Factual Nature of the Appointment Issue
The court further reasoned that the question of Carey's suitability for appointment as special counsel was a factual matter rather than a legal one. It pointed out that RFCBC's arguments against Carey's appointment centered on factual assertions about potential conflicts of interest and whether he might serve as a witness. The District Court cited In re West Pointe Properties, which emphasized that the determination of whether an attorney has an adverse interest is a factual issue. Therefore, since the question did not involve a controlling legal question, it did not warrant interlocutory appeal. This distinction reinforced the notion that factual inquiries are typically not appropriate for immediate appellate review.
Impact on Bankruptcy Proceedings
In assessing the implications of an interlocutory appeal, the District Court concluded that an immediate appeal would not materially expedite the resolution of the bankruptcy case. It highlighted that the issues surrounding Carey’s appointment were unlikely to hasten the overall proceedings or lead to an expedited resolution of the bankruptcy estate's matters. The court also noted that addressing the appointment issue at this stage could result in wasted judicial resources, particularly if Carey's role did not evolve into that of a witness as RFCBC speculated. Thus, allowing an appeal under these circumstances would not serve the interests of judicial efficiency or the bankruptcy process.

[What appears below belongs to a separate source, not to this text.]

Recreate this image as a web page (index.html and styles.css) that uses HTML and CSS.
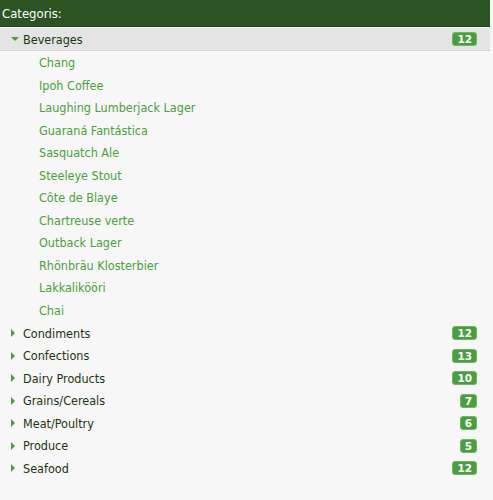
FILE: index.html
```html
<!DOCTYPE html>
<html>
<head>
<meta charset="utf-8">
<link rel="stylesheet" href="styles.css">
</head>
<body>
<div class="panel">
  <div class="header">Categoris:</div>
  <ul class="tree">
    <li class="cat open">
      <div class="row selected"><span class="arrow down"></span><span class="name">Beverages</span><span class="badge">12</span></div>
      <ul class="items">
        <li>Chang</li>
        <li>Ipoh Coffee</li>
        <li>Laughing Lumberjack Lager</li>
        <li>Guaraná Fantástica</li>
        <li>Sasquatch Ale</li>
        <li>Steeleye Stout</li>
        <li>Côte de Blaye</li>
        <li>Chartreuse verte</li>
        <li>Outback Lager</li>
        <li>Rhönbräu Klosterbier</li>
        <li>Lakkalikööri</li>
        <li>Chai</li>
      </ul>
    </li>
    <li class="cat"><div class="row"><span class="arrow right"></span><span class="name">Condiments</span><span class="badge">12</span></div></li>
    <li class="cat"><div class="row"><span class="arrow right"></span><span class="name">Confections</span><span class="badge">13</span></div></li>
    <li class="cat"><div class="row"><span class="arrow right"></span><span class="name">Dairy Products</span><span class="badge">10</span></div></li>
    <li class="cat"><div class="row"><span class="arrow right"></span><span class="name">Grains/Cereals</span><span class="badge">7</span></div></li>
    <li class="cat"><div class="row"><span class="arrow right"></span><span class="name">Meat/Poultry</span><span class="badge">6</span></div></li>
    <li class="cat"><div class="row"><span class="arrow right"></span><span class="name">Produce</span><span class="badge">5</span></div></li>
    <li class="cat"><div class="row"><span class="arrow right"></span><span class="name">Seafood</span><span class="badge">12</span></div></li>
  </ul>
</div>
</body>
</html>
```

FILE: styles.css
```css
html, body {
  margin: 0;
  padding: 0;
  background: #f7f7f7;
}
body {
  font-family: "DejaVu Sans Condensed", "DejaVu Sans", sans-serif;
  font-stretch: condensed;
  font-size: 12px;
}
.panel {
  width: 490px;
}
.header {
  height: 26px;
  line-height: 27px;
  background: #2c5423;
  border-bottom: 1px solid #22431a;
  color: #ffffff;
  padding-left: 2px;
  font-size: 13px;
}
.tree, .items {
  list-style: none;
  margin: 0;
  padding: 0;
}
.row {
  display: flex;
  align-items: center;
  height: 22.5px;
  padding-left: 11px;
  padding-right: 13px;
  color: #1b3411;
  font-size: 12.5px;
}
.row.selected {
  background: #e4e4e4;
  border-bottom: 1px solid #d6d6d6;
  height: 22px;
  margin-top: 1px;
}
.arrow {
  width: 0;
  height: 0;
}
.arrow.down {
  border-left: 4px solid transparent;
  border-right: 4px solid transparent;
  border-top: 4px solid #4a9e3f;
  margin-right: 4px;
}
.arrow.right {
  border-top: 4px solid transparent;
  border-bottom: 4px solid transparent;
  border-left: 4px solid #4a9e3f;
  margin-right: 8px;
}
.name {
  flex: 1;
}
.badge {
  background: #4a9e3f;
  color: #ffffff;
  font-weight: bold;
  font-size: 10.5px;
  line-height: 12px;
  height: 12px;
  padding: 0 4px;
  border: 1px solid #6db663;
  border-radius: 3px;
  font-family: "DejaVu Sans", sans-serif;
  font-stretch: normal;
}
.items li {
  height: 22.5px;
  line-height: 22.5px;
  padding-left: 39px;
  color: #4aa03a;
  font-size: 12.5px;
}
.items li:first-child {
  margin-top: 1px;
}
```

Application of 11 U.S.C. § 327(e)
The District Court then discussed the specific legal framework under which Carey was appointed, referencing 11 U.S.C. § 327(e). It clarified that this section allows for the appointment of special counsel for a limited purpose without the same disinterestedness requirements that apply to general counsel under § 327(a). The court noted that for an appointment under § 327(e), the attorney must not hold an adverse interest concerning the specific matter for which they were appointed. In this case, Carey was appointed solely to prosecute a personal injury claim, and his previous representation of NSS did not create an adverse interest regarding that specific matter. Thus, the court found no substantial grounds for disagreement with Judge Speer's decision to appoint Carey, affirming the appropriateness of the appointment under the statutory framework.